I stopped the Land Rover but kept the engine running. As soon as I got out, I could smell petrol and burned flesh. A white Ford Focus lay on its side across the road. Its tail was facing us so I couldn’t see if there was anyone inside. A dark blue Chrysler Cruiser sat on its wheels but its front was destroyed, the engine sticking up through a gash in the bodywork like an erupted boil.

The air bags had inflated so we couldn’t see the driver.

I leaned into the Land Rover. “Lucy, hand me the gun.”

She passed it to me. “The safeties are off,” she said. “Be careful.”

I nodded. “Keep an eye on the road behind us in case those soldiers show up.”

Holding the gun in my right hand, muzzle pointed to the ground, I strode across to the crash site. Mike joined me, brandishing a large branch he had found at the roadside. I hoped his clubbing would be more accurate than my shooting. I had never fired a real gun in my life.

We approached the Focus first. As soon as we got close, the smell of death became overwhelming. Mike grabbed my arm. “There’s no one alive in there, man.”

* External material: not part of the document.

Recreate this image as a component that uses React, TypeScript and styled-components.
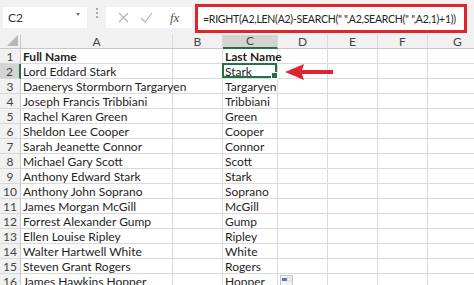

He was right. There had once been a family of four in that car. Now, every inch of unbroken glass was tinted red with blood. Through the broken windows we could see the bodies. Still buckled in by their seat belts. All of them had turned. They glared at us with their yellow eyes and began to emit that eerie moan of hunger.

We stepped back instinctively even though they were trapped in there. I wondered if they had been infection-free when they crashed. Maybe the same zombies that had killed the checkpoint soldiers had come upon this family in the overturned car and gone to work on them. Or maybe the family had simply died in the crash and then turned because everybody turns after death. That was how it worked in all of George A. Romero’s movies, anyway, as well as in a few TV shows.

But the air bags were inflated so I assumed it wasn’t the crash that had killed them, it was roaming zombies.

We moved away and went to the Cruiser. The driver was dead. And human. His face rested on the air bag as if he were simply lying on a pillow. He was in his fifties, balding, and wearing glasses that were still intact. There was no blood, no wounds. What had killed him? A heart attack?

On the passenger seat, a road atlas lay open. The hospital in Brecon was circled in red pen.

A sudden movement from the back seat surprised us. I raised the pistol automatically, peering through the window.

A grey-haired woman sat on the backseat, dressed in a white nightgown and green bath robe. She had turned. Struggling against the seat belt that held her in place, she gnashed her teeth at us and growled.

“Fuck,” Mike said.

“Looks like he was taking his wife to hospital and she turned in the back seat. He had a heart attack and crashed into the Focus. They got turned before they got out of the car. There must have been zombies in the area.”